Interest Calculation on Loans
In calculating the interest owed on the loans, the court clarified the appropriate rates to be applied based on the contractual terms of each loan. For the first loan, the court determined that interest should be calculated at the original rate of 7.25% until the date of Bernhard's declaration of default, after which the rate would increase to 18% until the loan was paid off. This ruling was consistent with the contractual language that allowed for an increase in the interest rate only upon a formal declaration of default. Conversely, for the second loan, the court upheld the trial court's award of interest at the standard contract rate of 10% for the entire duration, since the terms of the second note did not include a provision for default interest. This distinction in the treatment of the two loans was essential to ensure that interest was calculated fairly and in accordance with the terms agreed upon by both parties. The court's decision to remand the case was aimed at recalculating the interest owed on the first note, adhering to the contractual stipulations set forth in the loan agreements.

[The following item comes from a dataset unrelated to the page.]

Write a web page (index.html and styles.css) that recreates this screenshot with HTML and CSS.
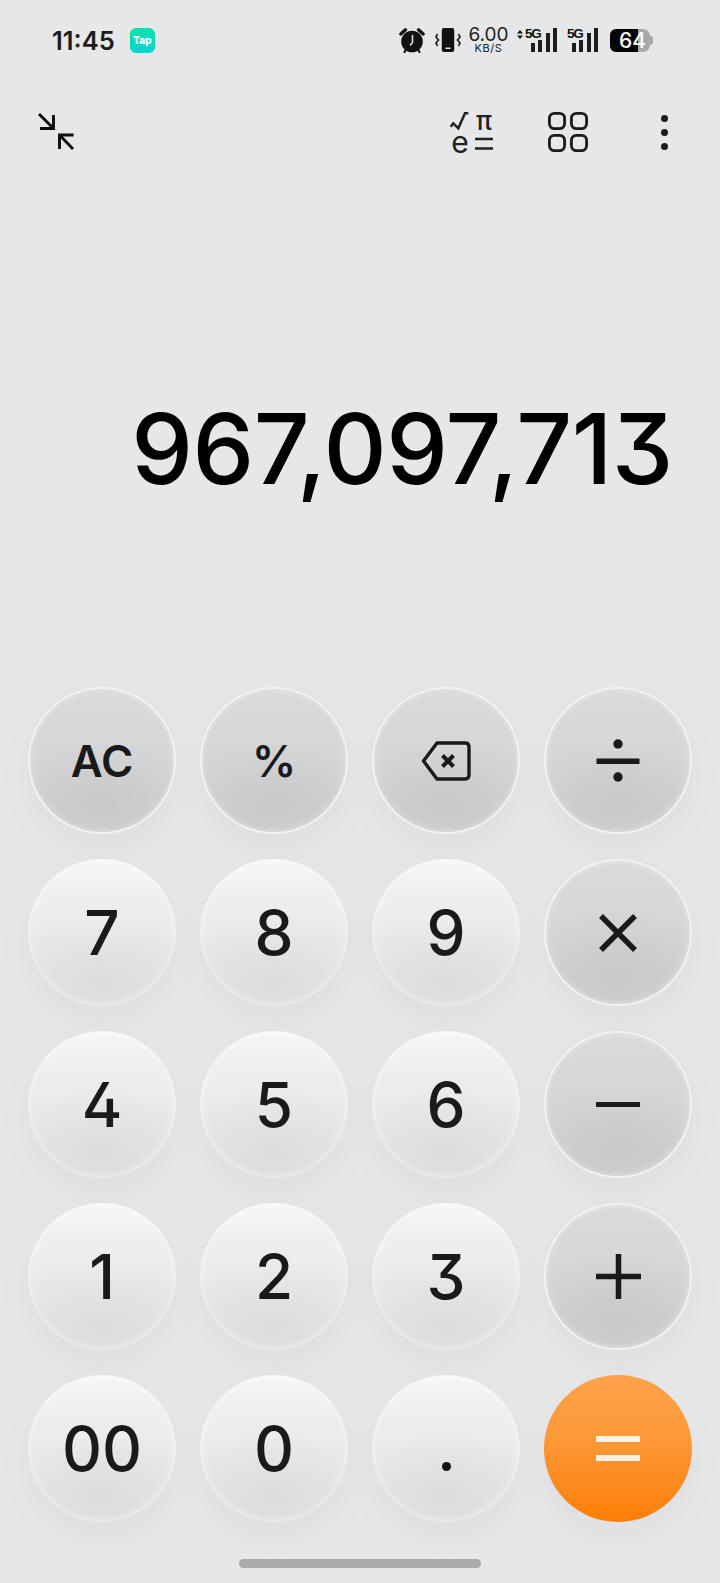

Conclusion on Attorney's Fees
Lastly, the court addressed Edward's claim for attorney's fees, which he sought under section 701.04. The court concluded that this action, being focused on the collection of interest rather than a direct claim based upon the statutory provision, did not entitle Edward to recover attorney's fees. It noted that the underlying action was not rooted in the statutory provision that governs attorney's fees in cases involving mortgage agreements. Furthermore, the court indicated that Edward had not preserved the issue of attorney's fees for appeal, nor was it tried by implied consent during the proceedings. As a result, the court affirmed the trial court's denial of Edward's request for attorney's fees, reinforcing the notion that the claims presented must align with the legal basis for such recovery. The court's decision on this matter was consistent with its overall rulings in the case.